Scan the following material for the string "this" and copy each line in which it appears.

+++

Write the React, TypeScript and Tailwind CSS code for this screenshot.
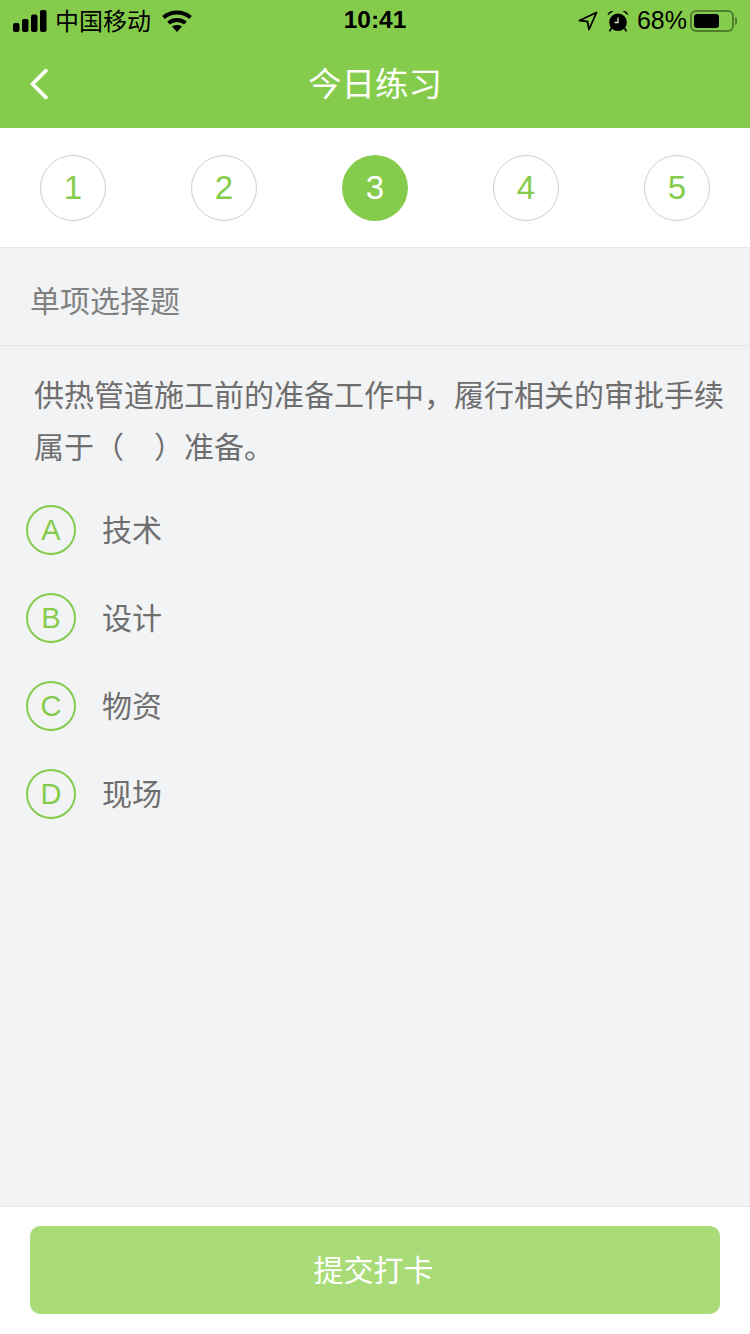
const font = "font-['Liberation_Sans','Noto_Sans_CJK_SC',sans-serif]";

const steps = ["1", "2", "3", "4", "5"];
const options = [
  { key: "A", label: "技术" },
  { key: "B", label: "设计" },
  { key: "C", label: "物资" },
  { key: "D", label: "现场" },
];

const SignalIcon = () => (
  <svg width="34" height="22" viewBox="0 0 34 22" fill="#000">
    <rect x="0" y="13" width="6.5" height="9" rx="2" />
    <rect x="9" y="9" width="6.5" height="13" rx="2" />
    <rect x="18" y="4.5" width="6.5" height="17.5" rx="2" />
    <rect x="27" y="0" width="6.5" height="22" rx="2" />
  </svg>
);

const WifiIcon = () => (
  <svg width="30" height="22" viewBox="0 0 30 22" fill="none" stroke="#000" strokeWidth="4">
    <path d="M1.5 7.5C9 .8 21 .8 28.5 7.5" />
    <path d="M6.5 13c4.8-4 12.2-4 17 0" />
    <path d="M15 22l-5-5.6c2.9-2 7.1-2 10 0z" fill="#000" stroke="none" />
  </svg>
);

const LocationIcon = () => (
  <svg width="20" height="20" viewBox="0 0 20 20" fill="none" stroke="#000" strokeWidth="1.8" strokeLinejoin="round">
    <path d="M18.5 1.5L1.5 9.5l8 1 1.5 8z" />
  </svg>
);

const AlarmIcon = () => (
  <svg width="22" height="22" viewBox="0 0 22 22" fill="#000">
    <circle cx="11" cy="12.2" r="8.8" />
    <path d="M.6 5.6C.8 2.4 3.4.4 6.4 1zM21.4 5.6C21.2 2.4 18.6.4 15.6 1z" />
    <path d="M4.5 18l-2 3.4M17.5 18l2 3.4" stroke="#000" strokeWidth="1.8" />
    <path d="M11 7.5v5H7.5" stroke="#d8eac8" strokeWidth="1.3" fill="none" />
  </svg>
);

const BatteryIcon = () => (
  <div className="flex items-center gap-[1px]">
    <div className="flex h-[22px] w-[44px] items-center rounded-[6px] border-2 border-[#4f7f2e] p-[2px]">
      <div className="h-full w-[25px] rounded-[3px] bg-black" />
    </div>
    <div className="h-[8px] w-[2px] rounded-r-sm bg-[#4f7f2e]" />
  </div>
);

const BackIcon = () => (
  <svg width="20" height="32" viewBox="0 0 20 32" fill="none" stroke="#fff" strokeWidth="3.6">
    <path d="M18 1.5L3.5 16 18 30.5" />
  </svg>
);

export default function App() {
  return (
    <div className={`flex h-[1334px] w-[750px] flex-col overflow-hidden bg-[#f2f3f5] ${font}`}>
      <div className="h-[128px] bg-[#86cc4c]">
        <div className="grid h-[40px] grid-cols-3 items-center pl-[13px] pr-[13px] pt-[1px] text-black">
          <div className="flex items-center">
            <SignalIcon />
            <span className="ml-[8px] mt-[2px] whitespace-nowrap text-[24px]">中国移动</span>
            <span className="ml-[11px]"><WifiIcon /></span>
          </div>
          <div className="text-center text-[24.5px] font-bold">10:41</div>
          <div className="flex items-center justify-end">
            <LocationIcon />
            <span className="ml-[9px]"><AlarmIcon /></span>
            <span className="ml-[8px] text-[25px]">68%</span>
            <span className="ml-[3px]"><BatteryIcon /></span>
          </div>
        </div>
        <div className="grid h-[88px] grid-cols-3 items-center text-white">
          <div className="pl-[29px]">
            <BackIcon />
          </div>
          <div className="whitespace-nowrap pt-[2px] text-center text-[33.5px]">今日练习</div>
        </div>
      </div>

      <div className="flex h-[120px] items-center justify-between border-b border-[#e6e6e6] bg-white px-[40px] pt-[1px]">
        {steps.map((n) =>
          n === "3" ? (
            <div key={n} className="flex h-[66px] w-[66px] items-center justify-center rounded-full bg-[#86cc4c] text-[33px] text-white">
              {n}
            </div>
          ) : (
            <div key={n} className="flex h-[66px] w-[66px] items-center justify-center rounded-full border border-[#cfcfcf] text-[33px] text-[#86cc4c]">
              {n}
            </div>
          )
        )}
      </div>

      <div className="flex h-[98px] items-center border-b border-[#e6e7e9] pl-[30px] pt-[10px] text-[30px] text-[#808080]">
        单项选择题
      </div>

      <div className="flex-1">
        <p className="pl-[34px] pr-[20px] pt-[24px] text-[30px] leading-[52px] text-[#6e6e6e]">
          供热管道施工前的准备工作中，履行相关的审批手续属于（　）准备。
        </p>
        <div className="mt-[31px] flex flex-col gap-[38px] pl-[26px]">
          {options.map((o) => (
            <div key={o.key} className="flex items-center">
              <div className="flex h-[50px] w-[50px] items-center justify-center rounded-full border-2 border-[#86cc4c] pt-[1px] text-[29px] text-[#86cc4c]">
                {o.key}
              </div>
              <span className="ml-[26px] text-[30px] text-[#6e6e6e]">{o.label}</span>
            </div>
          ))}
        </div>
      </div>

      <div className="h-[128px] border-t border-[#e6e7e9] bg-white px-[30px] pt-[19px]">
        <button className="flex h-[88px] w-full items-center justify-center rounded-[10px] bg-[#a9dc78] pr-[3px] text-[30px] text-white">
          提交打卡
        </button>
      </div>
    </div>
  );
}
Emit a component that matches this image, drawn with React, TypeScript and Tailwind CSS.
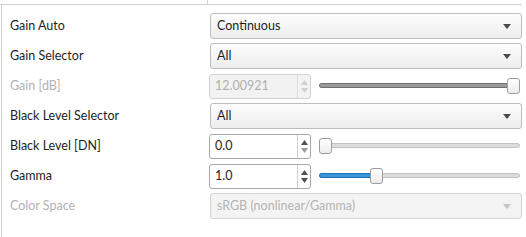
import React from 'react';

const FONT = { fontFamily: 'Lato, "Open Sans", sans-serif' };

function Arrow({ disabled }: { disabled?: boolean }) {
  return (
    <svg width="8" height="5" viewBox="0 0 8 5" className="shrink-0">
      <path d="M0 0 L8 0 L4 5 Z" fill={disabled ? '#c4c4c4' : '#4a4a4a'} />
    </svg>
  );
}

function Combo({ value, disabled }: { value: string; disabled?: boolean }) {
  return (
    <div
      className={
        'flex h-[26px] w-[312px] items-center justify-between rounded-[3px] border pl-[6px] pr-[10px] text-[12.5px] ' +
        (disabled
          ? 'border-[#d6d6d6] bg-[#f3f3f3] text-[#b4b4b4]'
          : 'border-[#bdbdbd] bg-gradient-to-b from-[#fdfdfd] to-[#ededed] text-[#1e1e1e]')
      }
    >
      <span>{value}</span>
      <Arrow disabled={disabled} />
    </div>
  );
}

function Spin({ value, disabled }: { value: string; disabled?: boolean }) {
  const c = disabled ? '#d0d0d0' : '#505050';
  const c2 = disabled ? '#d0d0d0' : '#9a9a9a';
  return (
    <div
      className={
        'flex h-[25px] w-[102px] shrink-0 rounded-[3px] border ' +
        (disabled ? 'border-[#d2d2d2] bg-[#f2f2f2] text-[#b0b0b0]' : 'border-[#a8a8a8] bg-white text-[#1e1e1e]')
      }
    >
      <div className="flex flex-1 items-center pl-[5px] text-[12.5px]">{value}</div>
      <div className={'flex w-[13px] flex-col items-center justify-center gap-[3px] border-l ' + (disabled ? 'border-[#dcdcdc]' : 'border-[#cfcfcf]')}>
        <svg width="7" height="5" viewBox="0 0 7 5">
          <path d="M0 5 L7 5 L3.5 0 Z" fill={c} />
        </svg>
        <svg width="7" height="5" viewBox="0 0 7 5">
          <path d="M0 0 L7 0 L3.5 5 Z" fill={value === '0.0' ? c2 : c} />
        </svg>
      </div>
    </div>
  );
}

function Slider({ pct, disabled }: { pct: number; disabled?: boolean }) {
  return (
    <div className="relative ml-[8px] h-[16px] w-[201px]">
      <div className="absolute left-0 right-0 top-[5px] h-[5px] rounded-full border border-[#c2c2c2] bg-[#dcdcdc]" />
      {disabled ? (
        <div className="absolute left-0 top-[5px] h-[5px] rounded-full border border-[#6f6f6f] bg-[#9a9a9a]" style={{ width: `${pct}%` }} />
      ) : pct > 0 ? (
        <div className="absolute left-0 top-[5px] h-[5px] rounded-full border border-[#1f6fae] bg-[#3a96dd]" style={{ width: `${pct}%` }} />
      ) : null}
      <div
        className={
          'absolute top-0 h-[16px] w-[13px] rounded-[3px] border bg-gradient-to-b from-white to-[#ececec] ' +
          (disabled ? 'border-[#9e9e9e]' : 'border-[#9c9c9c]')
        }
        style={{ left: `calc(${pct}% - ${(pct / 100) * 13}px)` }}
      />
    </div>
  );
}

type Row = { label: string; disabled?: boolean; combo?: string; spin?: string; pct?: number };

const ROWS: Row[] = [
  { label: 'Gain Auto', combo: 'Continuous' },
  { label: 'Gain Selector', combo: 'All' },
  { label: 'Gain [dB]', spin: '12.00921', pct: 100, disabled: true },
  { label: 'Black Level Selector', combo: 'All' },
  { label: 'Black Level [DN]', spin: '0.0', pct: 0 },
  { label: 'Gamma', spin: '1.0', pct: 27 },
  { label: 'Color Space', combo: 'sRGB (nonlinear/Gamma)', disabled: true },
];

export default function App() {
  return (
    <div className="h-[237px] w-[526px] overflow-hidden bg-white" style={FONT}>
      <div className="w-[522px]">
        {/* header strip */}
        <div className="flex h-[5px] border-b border-[#d4d4d4]">
          <div className="w-[208px] border-r border-[#d4d4d4]" />
        </div>
        <div className="ml-[1px] h-[232px] border-l border-[#cfcfcf] pt-[8px]">
          {ROWS.map((r) => (
            <div key={r.label} className="mb-[4px] flex h-[26px] items-center">
              <div className={'w-[207px] pl-[8px] text-[12.5px] ' + (r.disabled ? 'text-[#b2b2b2]' : 'text-[#1e1e1e]')}>
                {r.label}
              </div>
              {r.combo !== undefined ? (
                <div className="pl-[1px]">
                  <Combo value={r.combo} disabled={r.disabled} />
                </div>
              ) : (
                <div className="flex items-center">
                  <Spin value={r.spin!} disabled={r.disabled} />
                  <Slider pct={r.pct!} disabled={r.disabled} />
                </div>
              )}
            </div>
          ))}
        </div>
      </div>
    </div>
  );
}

+++

**Response to the exercise**
Write the React, TypeScript and Tailwind CSS code for this screenshot.
Emit a component that matches this image, drawn with React, TypeScript and Tailwind CSS.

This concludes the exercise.